L’œuvre a en effet suscité des préoccupations quant à la provenance et à la circulation des fonds. Le contrat lui-même ne stipulait rien relativement à la manière dont je pouvais dépenser l’argent. Cependant, comme cet argent était administré par la KB, je devais fournir reçus et factures avant d’obtenir un remboursement pour toute dépense. Cette façon de faire était problématique, pas seulement pour moi, mais aussi pour de nombreux autres artistes en résidence. L’administration a fait bien peu pour nous informer au préalable du type de dépenses qui seraient ou non remboursées. Les livres, par exemple, ne faisaient pas partie d’une catégorie admissible au remboursement. Selon la rumeur, l’argent qui n’allait pas au remboursement des dépenses des artistes retournait dans le budget de fonctionnement de l’organisme, lequel n’était d’aucune utilité quand il s’agissait de nous conseiller sur la meilleure façon de mettre à profit la totalité de nos budgets, mais prompt quand il s’agissait de refuser le remboursement de telle ou telle dépense. Lorsque le directeur s’est opposé à mon projet, un de ses arguments était de nature administrative : la KB ne pouvait pas paraître profiter de la charité et courir le risque, passablement élevé, d’avoir l’air de mal gérer ses finances si les fonds étaient transférés du budget d’un artiste directement vers le budget de fonctionnement de l’organisme. Je suis d’avis que c’est le recoupement entre cette pratique qui avait cours et ma demande alarmante d’agir au grand jour qui a provoqué un refus aussi catégorique.

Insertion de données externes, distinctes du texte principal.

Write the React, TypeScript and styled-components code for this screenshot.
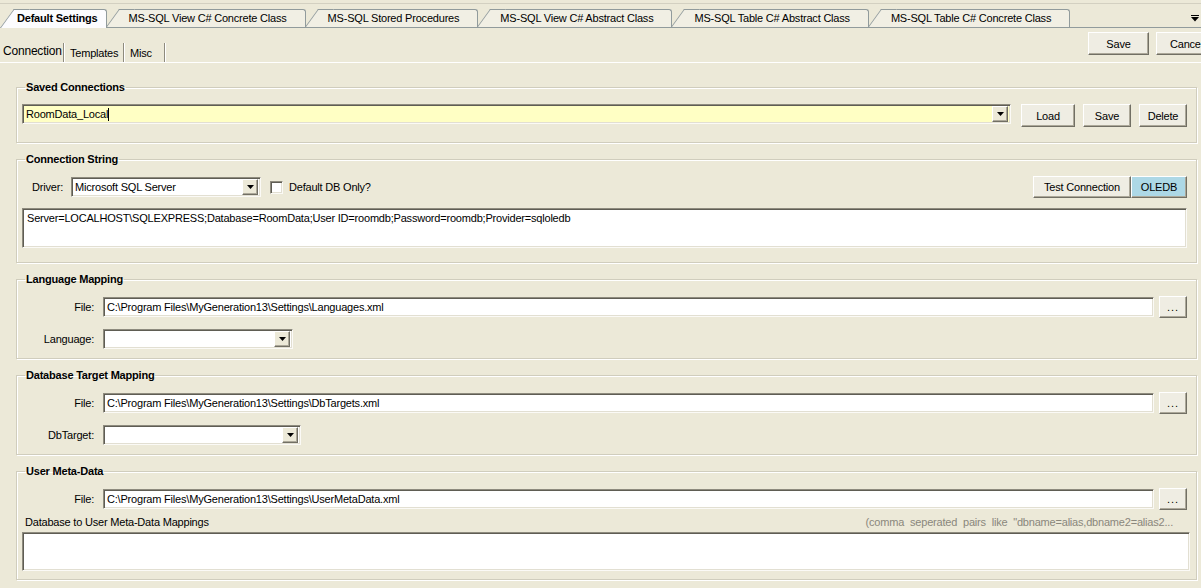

Il est plutôt courant pour un artiste d’embaucher des spécialistes quand des tâches doivent être déléguées afin de mener à bien une œuvre. C’est le précédent et le modèle que j’ai fait valoir, au lieu d’associer le travail à un don. Bien que mon intention première ait été de retourner l’argent directement à l’administration, j’ai dû admettre que c’était improbable. En demandant aux stagiaires d’émettre des factures, selon des formulations précises faisant allusion à une performance, le projet s’est doublé d’un avantage symbolique en transformant le travail réel des stagiaires en acte artistique dans le cadre de l’œuvre. Ces factures ont par la suite fait partie de la documentation de mon projet tout en demeurant des documents financiers à vocation fonctionnelle, un peu comme les stagiaires elles-mêmes, qui ont été rétribuées pour leur performance dans mon œuvre, mais sont restées des membres non rémunérés du personnel administratif de la KB.

lm

Merci Joshua pour ce travail précieux et pour cet entretient.